▸ **Work required**
Copy out the whole listing exactly as written, leaving the pictures behind.

▸ **Given information**
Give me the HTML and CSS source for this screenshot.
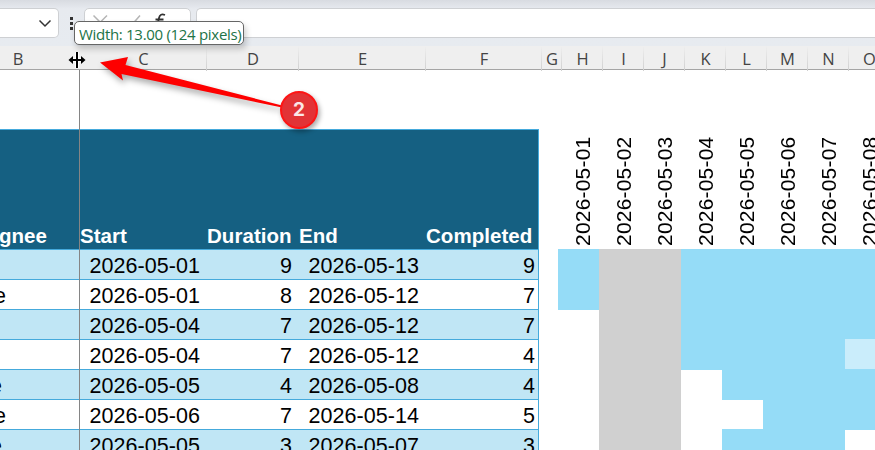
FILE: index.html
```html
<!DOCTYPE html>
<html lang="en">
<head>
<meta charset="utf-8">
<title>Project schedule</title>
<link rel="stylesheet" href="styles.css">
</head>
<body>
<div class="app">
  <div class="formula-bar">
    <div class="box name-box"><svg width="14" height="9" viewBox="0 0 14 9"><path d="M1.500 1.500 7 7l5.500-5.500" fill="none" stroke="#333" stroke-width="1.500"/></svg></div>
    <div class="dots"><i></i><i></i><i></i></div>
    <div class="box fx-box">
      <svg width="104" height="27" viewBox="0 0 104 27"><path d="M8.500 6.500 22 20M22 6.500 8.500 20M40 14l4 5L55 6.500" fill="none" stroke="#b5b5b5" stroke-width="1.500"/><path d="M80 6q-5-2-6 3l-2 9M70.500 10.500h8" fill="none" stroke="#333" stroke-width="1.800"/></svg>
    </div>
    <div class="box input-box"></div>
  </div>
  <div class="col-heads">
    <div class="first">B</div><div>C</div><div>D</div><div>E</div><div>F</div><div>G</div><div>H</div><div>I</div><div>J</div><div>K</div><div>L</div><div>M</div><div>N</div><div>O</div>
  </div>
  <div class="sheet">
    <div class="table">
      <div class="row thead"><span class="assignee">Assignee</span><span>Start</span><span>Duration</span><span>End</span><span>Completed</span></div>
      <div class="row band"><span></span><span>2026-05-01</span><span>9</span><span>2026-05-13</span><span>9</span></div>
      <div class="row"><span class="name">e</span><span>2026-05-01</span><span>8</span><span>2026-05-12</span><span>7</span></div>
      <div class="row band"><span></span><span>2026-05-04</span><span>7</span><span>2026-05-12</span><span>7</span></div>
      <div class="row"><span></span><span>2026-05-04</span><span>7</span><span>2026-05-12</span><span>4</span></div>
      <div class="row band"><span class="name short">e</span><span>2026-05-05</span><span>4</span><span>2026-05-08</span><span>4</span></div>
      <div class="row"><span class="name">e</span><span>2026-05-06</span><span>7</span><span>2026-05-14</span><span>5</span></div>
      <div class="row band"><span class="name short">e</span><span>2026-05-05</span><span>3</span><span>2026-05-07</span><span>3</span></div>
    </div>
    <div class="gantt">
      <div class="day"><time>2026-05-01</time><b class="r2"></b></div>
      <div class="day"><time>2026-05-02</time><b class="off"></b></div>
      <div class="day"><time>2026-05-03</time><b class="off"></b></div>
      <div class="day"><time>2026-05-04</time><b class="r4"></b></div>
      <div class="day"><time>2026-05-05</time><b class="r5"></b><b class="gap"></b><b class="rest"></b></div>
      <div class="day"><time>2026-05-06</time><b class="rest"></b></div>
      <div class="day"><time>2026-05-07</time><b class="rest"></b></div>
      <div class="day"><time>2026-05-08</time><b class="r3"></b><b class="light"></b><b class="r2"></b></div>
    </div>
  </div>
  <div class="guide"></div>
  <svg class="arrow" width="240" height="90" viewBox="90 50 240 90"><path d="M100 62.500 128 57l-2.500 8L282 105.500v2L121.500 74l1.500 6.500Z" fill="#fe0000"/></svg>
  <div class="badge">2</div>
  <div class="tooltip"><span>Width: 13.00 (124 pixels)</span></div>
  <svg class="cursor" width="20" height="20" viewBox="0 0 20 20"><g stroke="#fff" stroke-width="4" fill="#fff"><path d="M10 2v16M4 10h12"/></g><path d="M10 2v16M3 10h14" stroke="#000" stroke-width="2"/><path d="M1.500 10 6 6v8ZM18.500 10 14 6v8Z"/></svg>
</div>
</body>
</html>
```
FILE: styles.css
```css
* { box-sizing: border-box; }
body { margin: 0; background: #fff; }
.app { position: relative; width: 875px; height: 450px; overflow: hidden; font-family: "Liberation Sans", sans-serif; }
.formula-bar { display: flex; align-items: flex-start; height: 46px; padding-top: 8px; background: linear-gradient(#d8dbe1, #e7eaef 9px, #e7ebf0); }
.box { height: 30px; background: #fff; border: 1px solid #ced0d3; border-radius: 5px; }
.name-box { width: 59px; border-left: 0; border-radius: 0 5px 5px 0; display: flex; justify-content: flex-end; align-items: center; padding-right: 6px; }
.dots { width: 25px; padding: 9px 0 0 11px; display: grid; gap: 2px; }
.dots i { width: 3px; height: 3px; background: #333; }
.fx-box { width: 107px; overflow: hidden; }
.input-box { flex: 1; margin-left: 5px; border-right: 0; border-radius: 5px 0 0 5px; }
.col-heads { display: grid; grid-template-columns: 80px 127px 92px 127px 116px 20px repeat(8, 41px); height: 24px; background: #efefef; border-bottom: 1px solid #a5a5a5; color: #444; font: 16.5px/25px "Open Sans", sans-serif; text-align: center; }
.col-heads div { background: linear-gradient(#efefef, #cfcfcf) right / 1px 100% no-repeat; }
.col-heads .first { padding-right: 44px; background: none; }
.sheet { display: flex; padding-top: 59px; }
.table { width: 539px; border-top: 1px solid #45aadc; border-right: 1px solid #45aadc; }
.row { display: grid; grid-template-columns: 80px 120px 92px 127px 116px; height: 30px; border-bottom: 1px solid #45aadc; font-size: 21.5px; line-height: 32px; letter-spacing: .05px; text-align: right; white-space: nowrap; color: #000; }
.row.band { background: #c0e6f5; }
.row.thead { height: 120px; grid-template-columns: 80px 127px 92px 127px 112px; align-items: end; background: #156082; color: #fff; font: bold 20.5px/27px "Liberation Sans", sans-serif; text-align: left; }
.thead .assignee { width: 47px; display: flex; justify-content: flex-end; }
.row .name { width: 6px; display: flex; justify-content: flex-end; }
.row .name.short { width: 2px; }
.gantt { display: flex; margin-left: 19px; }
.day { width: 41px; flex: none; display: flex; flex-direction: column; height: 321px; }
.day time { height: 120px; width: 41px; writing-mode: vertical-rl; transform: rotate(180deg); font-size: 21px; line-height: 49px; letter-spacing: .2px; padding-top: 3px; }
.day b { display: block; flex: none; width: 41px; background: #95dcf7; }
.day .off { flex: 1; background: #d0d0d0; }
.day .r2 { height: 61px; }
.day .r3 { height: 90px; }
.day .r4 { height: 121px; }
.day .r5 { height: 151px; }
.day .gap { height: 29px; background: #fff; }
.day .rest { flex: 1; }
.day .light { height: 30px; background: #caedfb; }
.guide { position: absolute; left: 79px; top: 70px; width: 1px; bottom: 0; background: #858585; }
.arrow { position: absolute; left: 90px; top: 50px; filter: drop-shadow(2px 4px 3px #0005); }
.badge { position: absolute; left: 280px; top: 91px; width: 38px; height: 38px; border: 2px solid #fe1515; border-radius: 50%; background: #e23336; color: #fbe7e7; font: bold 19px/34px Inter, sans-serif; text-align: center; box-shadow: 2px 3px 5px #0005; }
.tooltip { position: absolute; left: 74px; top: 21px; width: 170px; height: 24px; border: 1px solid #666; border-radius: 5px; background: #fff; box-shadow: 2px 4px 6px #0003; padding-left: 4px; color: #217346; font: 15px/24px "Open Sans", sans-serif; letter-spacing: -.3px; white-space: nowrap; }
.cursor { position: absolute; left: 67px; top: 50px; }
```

▸ **Response to the exercise**
Give me the HTML and CSS source for this screenshot.
FILE: index.html
```html
<!DOCTYPE html>
<html lang="en">
<head>
<meta charset="utf-8">
<title>Project schedule</title>
<link rel="stylesheet" href="styles.css">
</head>
<body>
<div class="app">
  <div class="formula-bar">
    <div class="box name-box"><svg width="14" height="9" viewBox="0 0 14 9"><path d="M1.500 1.500 7 7l5.500-5.500" fill="none" stroke="#333" stroke-width="1.500"/></svg></div>
    <div class="dots"><i></i><i></i><i></i></div>
    <div class="box fx-box">
      <svg width="104" height="27" viewBox="0 0 104 27"><path d="M8.500 6.500 22 20M22 6.500 8.500 20M40 14l4 5L55 6.500" fill="none" stroke="#b5b5b5" stroke-width="1.500"/><path d="M80 6q-5-2-6 3l-2 9M70.500 10.500h8" fill="none" stroke="#333" stroke-width="1.800"/></svg>
    </div>
    <div class="box input-box"></div>
  </div>
  <div class="col-heads">
    <div class="first">B</div><div>C</div><div>D</div><div>E</div><div>F</div><div>G</div><div>H</div><div>I</div><div>J</div><div>K</div><div>L</div><div>M</div><div>N</div><div>O</div>
  </div>
  <div class="sheet">
    <div class="table">
      <div class="row thead"><span class="assignee">Assignee</span><span>Start</span><span>Duration</span><span>End</span><span>Completed</span></div>
      <div class="row band"><span></span><span>2026-05-01</span><span>9</span><span>2026-05-13</span><span>9</span></div>
      <div class="row"><span class="name">e</span><span>2026-05-01</span><span>8</span><span>2026-05-12</span><span>7</span></div>
      <div class="row band"><span></span><span>2026-05-04</span><span>7</span><span>2026-05-12</span><span>7</span></div>
      <div class="row"><span></span><span>2026-05-04</span><span>7</span><span>2026-05-12</span><span>4</span></div>
      <div class="row band"><span class="name short">e</span><span>2026-05-05</span><span>4</span><span>2026-05-08</span><span>4</span></div>
      <div class="row"><span class="name">e</span><span>2026-05-06</span><span>7</span><span>2026-05-14</span><span>5</span></div>
      <div class="row band"><span class="name short">e</span><span>2026-05-05</span><span>3</span><span>2026-05-07</span><span>3</span></div>
    </div>
    <div class="gantt">
      <div class="day"><time>2026-05-01</time><b class="r2"></b></div>
      <div class="day"><time>2026-05-02</time><b class="off"></b></div>
      <div class="day"><time>2026-05-03</time><b class="off"></b></div>
      <div class="day"><time>2026-05-04</time><b class="r4"></b></div>
      <div class="day"><time>2026-05-05</time><b class="r5"></b><b class="gap"></b><b class="rest"></b></div>
      <div class="day"><time>2026-05-06</time><b class="rest"></b></div>
      <div class="day"><time>2026-05-07</time><b class="rest"></b></div>
      <div class="day"><time>2026-05-08</time><b class="r3"></b><b class="light"></b><b class="r2"></b></div>
    </div>
  </div>
  <div class="guide"></div>
  <svg class="arrow" width="240" height="90" viewBox="90 50 240 90"><path d="M100 62.500 128 57l-2.500 8L282 105.500v2L121.500 74l1.500 6.500Z" fill="#fe0000"/></svg>
  <div class="badge">2</div>
  <div class="tooltip"><span>Width: 13.00 (124 pixels)</span></div>
  <svg class="cursor" width="20" height="20" viewBox="0 0 20 20"><g stroke="#fff" stroke-width="4" fill="#fff"><path d="M10 2v16M4 10h12"/></g><path d="M10 2v16M3 10h14" stroke="#000" stroke-width="2"/><path d="M1.500 10 6 6v8ZM18.500 10 14 6v8Z"/></svg>
</div>
</body>
</html>
```
FILE: styles.css
```css
* { box-sizing: border-box; }
body { margin: 0; background: #fff; }
.app { position: relative; width: 875px; height: 450px; overflow: hidden; font-family: "Liberation Sans", sans-serif; }
.formula-bar { display: flex; align-items: flex-start; height: 46px; padding-top: 8px; background: linear-gradient(#d8dbe1, #e7eaef 9px, #e7ebf0); }
.box { height: 30px; background: #fff; border: 1px solid #ced0d3; border-radius: 5px; }
.name-box { width: 59px; border-left: 0; border-radius: 0 5px 5px 0; display: flex; justify-content: flex-end; align-items: center; padding-right: 6px; }
.dots { width: 25px; padding: 9px 0 0 11px; display: grid; gap: 2px; }
.dots i { width: 3px; height: 3px; background: #333; }
.fx-box { width: 107px; overflow: hidden; }
.input-box { flex: 1; margin-left: 5px; border-right: 0; border-radius: 5px 0 0 5px; }
.col-heads { display: grid; grid-template-columns: 80px 127px 92px 127px 116px 20px repeat(8, 41px); height: 24px; background: #efefef; border-bottom: 1px solid #a5a5a5; color: #444; font: 16.5px/25px "Open Sans", sans-serif; text-align: center; }
.col-heads div { background: linear-gradient(#efefef, #cfcfcf) right / 1px 100% no-repeat; }
.col-heads .first { padding-right: 44px; background: none; }
.sheet { display: flex; padding-top: 59px; }
.table { width: 539px; border-top: 1px solid #45aadc; border-right: 1px solid #45aadc; }
.row { display: grid; grid-template-columns: 80px 120px 92px 127px 116px; height: 30px; border-bottom: 1px solid #45aadc; font-size: 21.5px; line-height: 32px; letter-spacing: .05px; text-align: right; white-space: nowrap; color: #000; }
.row.band { background: #c0e6f5; }
.row.thead { height: 120px; grid-template-columns: 80px 127px 92px 127px 112px; align-items: end; background: #156082; color: #fff; font: bold 20.5px/27px "Liberation Sans", sans-serif; text-align: left; }
.thead .assignee { width: 47px; display: flex; justify-content: flex-end; }
.row .name { width: 6px; display: flex; justify-content: flex-end; }
.row .name.short { width: 2px; }
.gantt { display: flex; margin-left: 19px; }
.day { width: 41px; flex: none; display: flex; flex-direction: column; height: 321px; }
.day time { height: 120px; width: 41px; writing-mode: vertical-rl; transform: rotate(180deg); font-size: 21px; line-height: 49px; letter-spacing: .2px; padding-top: 3px; }
.day b { display: block; flex: none; width: 41px; background: #95dcf7; }
.day .off { flex: 1; background: #d0d0d0; }
.day .r2 { height: 61px; }
.day .r3 { height: 90px; }
.day .r4 { height: 121px; }
.day .r5 { height: 151px; }
.day .gap { height: 29px; background: #fff; }
.day .rest { flex: 1; }
.day .light { height: 30px; background: #caedfb; }
.guide { position: absolute; left: 79px; top: 70px; width: 1px; bottom: 0; background: #858585; }
.arrow { position: absolute; left: 90px; top: 50px; filter: drop-shadow(2px 4px 3px #0005); }
.badge { position: absolute; left: 280px; top: 91px; width: 38px; height: 38px; border: 2px solid #fe1515; border-radius: 50%; background: #e23336; color: #fbe7e7; font: bold 19px/34px Inter, sans-serif; text-align: center; box-shadow: 2px 3px 5px #0005; }
.tooltip { position: absolute; left: 74px; top: 21px; width: 170px; height: 24px; border: 1px solid #666; border-radius: 5px; background: #fff; box-shadow: 2px 4px 6px #0003; padding-left: 4px; color: #217346; font: 15px/24px "Open Sans", sans-serif; letter-spacing: -.3px; white-space: nowrap; }
.cursor { position: absolute; left: 67px; top: 50px; }
```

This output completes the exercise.